Zev is a piece of work, he's the one who got Waxman to help halt the funds for the subway either because of the methane spill in 85, because of NIMBYs in Cheviott Hills and some Westside HOA's who didn't want the subway to go west (the same group obstructing every traffic solution to today), and/or because he wanted to punish the MTA for waste and mismanagement. (Something to do with it being controlled by allies of Gloria Molina and her husband at the time, if I recall correctly.) Ironically, Zev is now the one who can push the subway through, with his seat on the MTA and having been around 33 years, including creating the problems.

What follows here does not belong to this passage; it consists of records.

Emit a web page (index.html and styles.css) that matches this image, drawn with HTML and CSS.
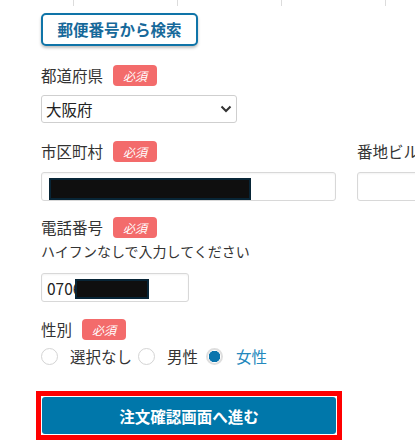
FILE: index.html
```html
<!DOCTYPE html>
<html lang="ja">
<head>
<meta charset="utf-8">
<link rel="stylesheet" href="styles.css">
</head>
<body>
<div class="toplines">
  <div class="cell first"></div><div class="cell"></div><div class="cell"></div><div class="cell"></div>
</div>
<div class="form">
  <button class="zip-btn" type="button">郵便番号から検索</button>

  <div class="field f-pref">
    <div class="label-row"><span class="label">都道府県</span><span class="badge">必須</span></div>
    <div class="select">
      <span>大阪府</span>
      <svg class="chev" width="12" height="8" viewBox="0 0 12 8"><path d="M1.5 1.5 L6 6 L10.5 1.5" fill="none" stroke="#333" stroke-width="2"/></svg>
    </div>
  </div>

  <div class="row2 f-city">
    <div class="field">
      <div class="label-row"><span class="label">市区町村</span><span class="badge">必須</span></div>
      <div class="input wide"><span class="censor c-city"></span></div>
    </div>
    <div class="field">
      <div class="label-row"><span class="label">番地ビル名</span></div>
      <div class="input wide"></div>
    </div>
  </div>

  <div class="field f-tel">
    <div class="label-row"><span class="label">電話番号</span><span class="badge">必須</span></div>
    <p class="hint">ハイフンなしで入力してください</p>
    <div class="input tel"><span class="val">0706</span><span class="censor c-tel"></span></div>
  </div>

  <div class="field f-sex">
    <div class="label-row"><span class="label">性別</span><span class="badge">必須</span></div>
    <div class="radios">
      <label class="radio"><span class="dot"></span><span class="rl">選択なし</span></label>
      <label class="radio"><span class="dot"></span><span class="rl">男性</span></label>
      <label class="radio on"><span class="dot"></span><span class="rl">女性</span></label>
    </div>
  </div>

  <div class="highlight">
    <button class="submit" type="button">注文確認画面へ進む</button>
  </div>
</div>
</body>
</html>
```
FILE: styles.css
```css
* { box-sizing: border-box; }
html, body { margin: 0; padding: 0; background: #fff; overflow: hidden; }
body {
  font-family: "Noto Sans CJK JP", "Noto Sans", sans-serif;
  font-size: 15.5px;
  color: #333;
  width: 415px;
  height: 446px;
}
.toplines { display: flex; height: 6px; padding-left: 73px; }
.cell { width: 104px; border-left: 1px solid #dcdcdc; flex: none; }
.form { padding-left: 41px; }
.zip-btn {
  display: block;
  margin-top: 7px;
  width: 157px;
  height: 33px;
  border: 2px solid #0f74a8;
  border-radius: 5px;
  background: #fff;
  box-shadow: 0 2px 3px rgba(0,0,0,0.25);
  color: #17699a;
  font-family: inherit;
  font-size: 15.5px;
  font-weight: 700;
  padding: 0;
  line-height: 1;
}
.label-row { display: flex; align-items: center; gap: 10px; height: 21px; }
.label { line-height: 21px; white-space: nowrap; }
.badge {
  display: inline-flex; align-items: center; justify-content: center;
  width: 44px; height: 21px;
  background: #f36b6b; color: #fff;
  border-radius: 4px;
  font-size: 12px; font-style: italic;
}
.f-pref { margin-top: 19px; }
.select {
  margin-top: 9px;
  width: 196px; height: 28px;
  border: 1px solid #cfcfcf; border-radius: 3px;
  display: flex; align-items: center; justify-content: space-between;
  padding: 0 4px 0 4px; color: #222;
}
.row2 { display: flex; gap: 21px; margin-top: 18px; white-space: nowrap; width: 374px; overflow: hidden; }
.row2 .field { flex: none; }
.input {
  position: relative;
  margin-top: 10px;
  height: 29px;
  border: 1px solid #d8d8d8; border-radius: 3px;
  box-shadow: inset 0 1px 2px rgba(0,0,0,0.05);
  display: flex; align-items: center; padding-left: 5px; color: #222;
}
.wide { width: 295px; }
.censor {
  position: absolute;
  background: #0f0f0f;
  border: 2px solid #082536;
}
.c-city { left: 7px; top: 5px; width: 202px; height: 22px; }
.f-tel { margin-top: 16px; }
.hint { margin: 0; height: 35px; line-height: 26px; font-size: 14px; }
.tel { margin-top: 0; width: 148px; }
.c-tel { left: 33px; top: 5px; width: 74px; height: 20px; }
.f-sex { margin-top: 17px; }
.radios { display: flex; align-items: center; margin-top: 7px; height: 18px; }
.radio { display: flex; align-items: center; gap: 12px; margin-right: 6px; }
.dot {
  width: 17px; height: 17px; border-radius: 50%;
  border: 1px solid #d4d4d4; background: #fff; flex: none;
}
.on .dot {
  border: 2px solid #dedede;
  background: radial-gradient(circle, #0a74ad 0 5.5px, #fff 6px);
}
.on .rl { color: #2488bd; }
.rl { line-height: 18px; }
.radio:nth-child(3) { margin-left: 2px; gap: 13px; }
.highlight {
  margin-top: 26px;
  margin-left: -5px;
  width: 306px;
  border: 5px solid #f00;
  padding: 1px;
  background: #fff;
}
.submit {
  display: block;
  width: 294px; height: 37px;
  background: #0077aa;
  border: none;
  border-radius: 3px;
  color: #fff;
  font-family: inherit;
  font-size: 15.5px; font-weight: 700;
  padding: 0;
}
```
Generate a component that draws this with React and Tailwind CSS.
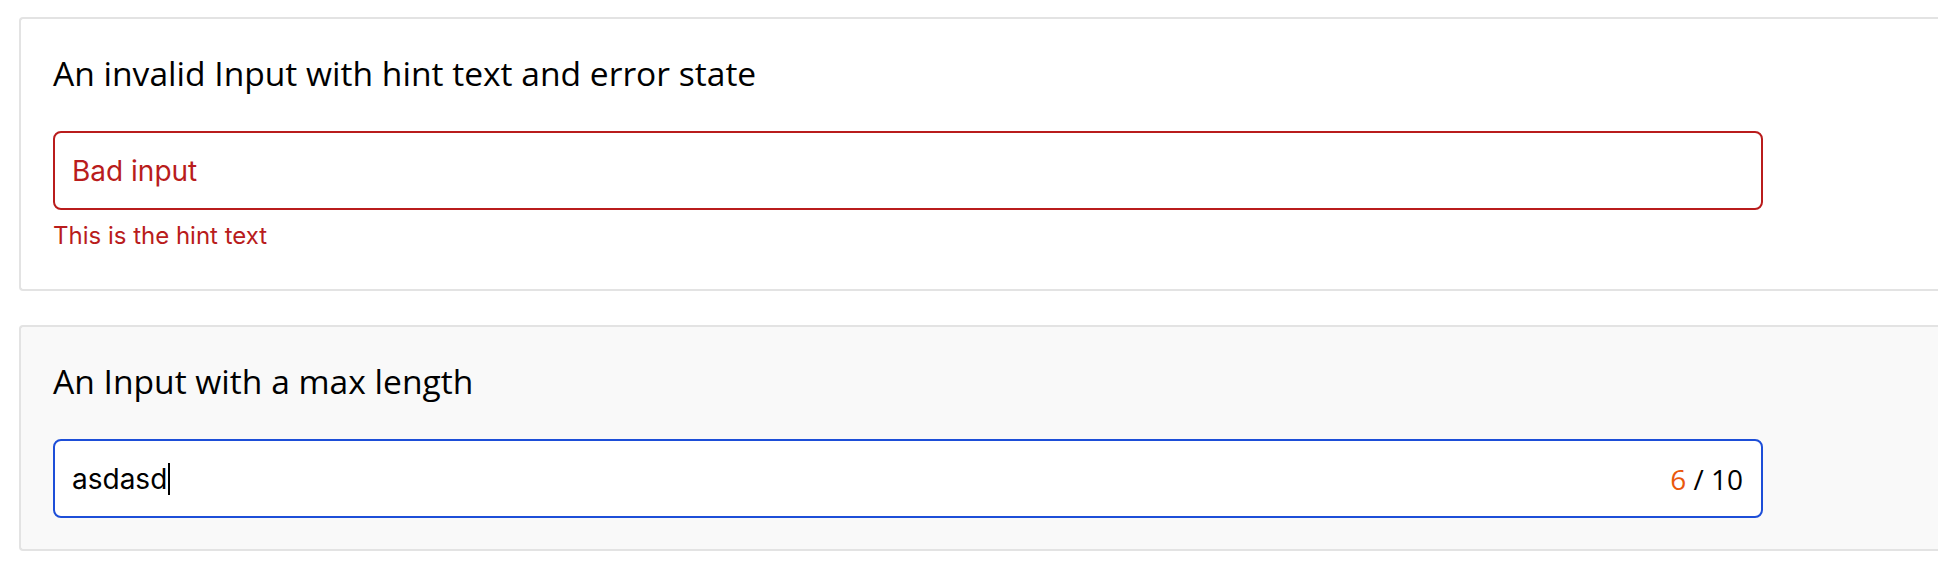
import React from 'react';

const Card = ({ title, muted, children }) => (
    <div
        className={`flex flex-col border-2 border-r-0 border-[#e3e3e3] rounded-l-[4px] pl-[32px] pt-[30px] ${
            muted ? 'bg-[#f9f9f9] pb-[31px]' : 'bg-white pb-[37px]'
        }`}
    >
        <h2 className="text-[33.6px] leading-[48px] font-medium text-black font-['Open_Sans',sans-serif]">{title}</h2>
        <div className="mt-[34px] flex flex-col">{children}</div>
    </div>
);

export default function App() {
    return (
        <div className="min-h-screen bg-white pt-[17px] pl-[19px] flex flex-col gap-[34px] font-['Inter',sans-serif]">
            <Card title="An invalid Input with hint text and error state">
                <div className="w-[1710px] h-[79px] flex items-center border-2 border-[#b91c1c] rounded-[8px] bg-white px-[17px]">
                    <span className="text-[28px] text-[#b91c1c]">Bad input</span>
                </div>
                <p className="mt-[10px] text-[24px] leading-[32px] text-[#b91c1c]">This is the hint text</p>
            </Card>

            <Card title="An Input with a max length" muted>
                <div className="w-[1710px] h-[79px] flex items-center border-2 border-[#1d4ed8] rounded-[8px] bg-white pl-[17px] pr-[18px]">
                    <span className="text-[28px] text-black">asdasd</span>
                    <span className="ml-[1px] w-[2px] h-[32px] bg-black" />
                    <span className="ml-auto text-[28px] font-medium text-black font-['Open_Sans',sans-serif]">
                        <span className="text-[#ea580c]">6</span> / 10
                    </span>
                </div>
            </Card>
        </div>
    );
}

The PLUM Committee approving buildings with no parking, the "genius" of Reyes and Mike Woo, is a nightmare that few people are aware of, as article says. Jack Weiss opposed it, but the Hispanic and black members (frankly, this seems to come down to socio-economic, "rich vs. poor," "white vs. people of color") insist on it and see any attempts to block it as reactionary. My westside NC made a strong motion against the proposal, since anyone with a brain knows that shoving high-density housing in with no parking will aggravate an already bad problem, but to no avail.
Virtually every HOA and NC that is aware of it, from Silverlake/mid-Wilshire to the ocean, weighted in against, too. But Reyes and Woo have Goldberg's blessing apparently (a woman from San Diego who doesn't even know the fiber of L A), and since it's part of the bigger plan Garcetti & gang are pushing, it snuck quietly in, too. No wonder L A has the most middle-class leaving of any city -- combined with no decent schools in an LAUSD which is also crazily myopic and hostile to the westside and west valley, it's like a tsunami.